Data shown:
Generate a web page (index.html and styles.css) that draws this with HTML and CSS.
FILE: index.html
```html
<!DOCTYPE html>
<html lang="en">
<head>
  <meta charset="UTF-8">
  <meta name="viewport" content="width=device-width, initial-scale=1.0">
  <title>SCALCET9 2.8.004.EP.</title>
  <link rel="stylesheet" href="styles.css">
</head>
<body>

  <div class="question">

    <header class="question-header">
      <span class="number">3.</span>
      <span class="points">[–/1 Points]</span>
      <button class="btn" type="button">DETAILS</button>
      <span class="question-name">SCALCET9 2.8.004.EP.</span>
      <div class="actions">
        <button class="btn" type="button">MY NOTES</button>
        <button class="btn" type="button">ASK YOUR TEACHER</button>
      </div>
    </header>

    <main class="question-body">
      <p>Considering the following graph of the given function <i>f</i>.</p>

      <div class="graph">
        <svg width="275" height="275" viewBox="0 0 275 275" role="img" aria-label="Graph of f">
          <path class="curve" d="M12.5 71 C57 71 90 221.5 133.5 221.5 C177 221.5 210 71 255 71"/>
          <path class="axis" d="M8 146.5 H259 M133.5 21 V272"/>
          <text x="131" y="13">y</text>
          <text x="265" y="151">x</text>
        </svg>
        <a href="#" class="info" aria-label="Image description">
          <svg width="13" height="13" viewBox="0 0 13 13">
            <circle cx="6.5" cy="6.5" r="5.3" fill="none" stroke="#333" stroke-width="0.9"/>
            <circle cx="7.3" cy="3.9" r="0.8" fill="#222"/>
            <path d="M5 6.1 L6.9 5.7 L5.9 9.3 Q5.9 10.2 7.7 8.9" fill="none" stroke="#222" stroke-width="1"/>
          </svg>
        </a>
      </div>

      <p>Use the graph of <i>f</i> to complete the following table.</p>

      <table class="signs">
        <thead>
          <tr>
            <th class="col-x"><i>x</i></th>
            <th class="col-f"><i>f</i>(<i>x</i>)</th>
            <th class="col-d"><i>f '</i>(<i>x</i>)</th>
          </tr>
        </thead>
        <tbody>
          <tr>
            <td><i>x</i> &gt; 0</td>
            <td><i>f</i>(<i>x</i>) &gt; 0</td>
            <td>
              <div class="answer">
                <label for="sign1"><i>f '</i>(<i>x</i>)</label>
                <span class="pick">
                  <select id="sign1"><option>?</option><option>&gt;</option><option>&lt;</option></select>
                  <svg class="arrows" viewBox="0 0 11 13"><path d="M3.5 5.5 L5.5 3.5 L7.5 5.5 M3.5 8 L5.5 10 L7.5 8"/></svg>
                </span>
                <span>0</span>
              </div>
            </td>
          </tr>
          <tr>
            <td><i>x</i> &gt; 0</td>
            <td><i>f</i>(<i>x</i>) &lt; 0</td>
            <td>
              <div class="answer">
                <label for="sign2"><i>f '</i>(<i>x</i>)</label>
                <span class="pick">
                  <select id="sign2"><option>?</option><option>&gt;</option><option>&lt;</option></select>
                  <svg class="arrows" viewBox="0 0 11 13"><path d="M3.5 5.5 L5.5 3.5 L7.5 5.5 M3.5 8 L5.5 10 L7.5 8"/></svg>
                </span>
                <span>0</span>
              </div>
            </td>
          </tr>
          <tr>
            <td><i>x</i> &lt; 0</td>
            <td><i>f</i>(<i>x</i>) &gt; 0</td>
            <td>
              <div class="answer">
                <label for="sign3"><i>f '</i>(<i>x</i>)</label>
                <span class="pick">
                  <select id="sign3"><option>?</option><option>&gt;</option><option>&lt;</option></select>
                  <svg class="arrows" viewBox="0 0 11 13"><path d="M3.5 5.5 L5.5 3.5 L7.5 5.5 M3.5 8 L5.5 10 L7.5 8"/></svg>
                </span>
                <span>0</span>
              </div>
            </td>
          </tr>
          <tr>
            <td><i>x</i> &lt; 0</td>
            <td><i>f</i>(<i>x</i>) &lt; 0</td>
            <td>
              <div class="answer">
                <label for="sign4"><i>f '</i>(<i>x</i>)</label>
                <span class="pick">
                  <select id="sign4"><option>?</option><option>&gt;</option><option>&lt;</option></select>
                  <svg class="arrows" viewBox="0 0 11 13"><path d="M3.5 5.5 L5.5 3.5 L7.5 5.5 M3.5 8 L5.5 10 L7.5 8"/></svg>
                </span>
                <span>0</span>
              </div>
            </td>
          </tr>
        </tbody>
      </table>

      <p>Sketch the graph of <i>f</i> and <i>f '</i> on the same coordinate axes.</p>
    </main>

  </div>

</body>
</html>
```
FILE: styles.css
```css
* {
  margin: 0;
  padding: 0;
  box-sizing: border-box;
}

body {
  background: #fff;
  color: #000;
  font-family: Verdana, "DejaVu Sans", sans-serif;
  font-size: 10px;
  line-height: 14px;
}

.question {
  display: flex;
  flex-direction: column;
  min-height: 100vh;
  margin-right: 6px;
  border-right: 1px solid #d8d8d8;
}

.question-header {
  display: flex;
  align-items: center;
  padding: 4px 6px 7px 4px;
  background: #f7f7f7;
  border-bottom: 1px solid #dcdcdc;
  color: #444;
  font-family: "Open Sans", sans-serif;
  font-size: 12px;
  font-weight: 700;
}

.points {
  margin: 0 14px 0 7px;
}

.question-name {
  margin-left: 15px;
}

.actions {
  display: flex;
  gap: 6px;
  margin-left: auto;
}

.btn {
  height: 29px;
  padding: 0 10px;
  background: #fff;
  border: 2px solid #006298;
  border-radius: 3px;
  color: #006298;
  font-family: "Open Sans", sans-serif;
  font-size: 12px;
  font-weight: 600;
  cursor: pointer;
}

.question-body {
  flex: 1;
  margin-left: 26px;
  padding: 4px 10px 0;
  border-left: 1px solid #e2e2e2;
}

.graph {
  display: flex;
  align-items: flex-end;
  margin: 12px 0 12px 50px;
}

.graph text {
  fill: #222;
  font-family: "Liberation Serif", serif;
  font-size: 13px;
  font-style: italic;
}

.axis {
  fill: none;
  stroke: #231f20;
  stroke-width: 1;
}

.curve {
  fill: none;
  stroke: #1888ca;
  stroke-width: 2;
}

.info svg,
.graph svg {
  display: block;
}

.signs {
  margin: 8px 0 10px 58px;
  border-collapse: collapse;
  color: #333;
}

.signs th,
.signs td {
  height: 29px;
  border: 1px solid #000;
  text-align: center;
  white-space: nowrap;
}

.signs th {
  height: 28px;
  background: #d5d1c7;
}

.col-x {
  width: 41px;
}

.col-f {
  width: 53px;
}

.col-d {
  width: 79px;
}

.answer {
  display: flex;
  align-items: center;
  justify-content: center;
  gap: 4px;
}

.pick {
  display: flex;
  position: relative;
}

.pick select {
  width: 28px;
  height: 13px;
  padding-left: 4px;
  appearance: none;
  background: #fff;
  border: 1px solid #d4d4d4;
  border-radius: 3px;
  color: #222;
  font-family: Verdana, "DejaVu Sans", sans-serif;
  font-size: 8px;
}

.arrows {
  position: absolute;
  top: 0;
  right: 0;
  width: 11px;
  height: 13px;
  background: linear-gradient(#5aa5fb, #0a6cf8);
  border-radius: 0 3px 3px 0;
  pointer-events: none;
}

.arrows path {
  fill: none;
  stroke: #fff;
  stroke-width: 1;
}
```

What the task asks:
Where a line above contains the string "index", copy that line.

Task solution:
Generate a web page (index.html and styles.css) that draws this with HTML and CSS.
FILE: index.html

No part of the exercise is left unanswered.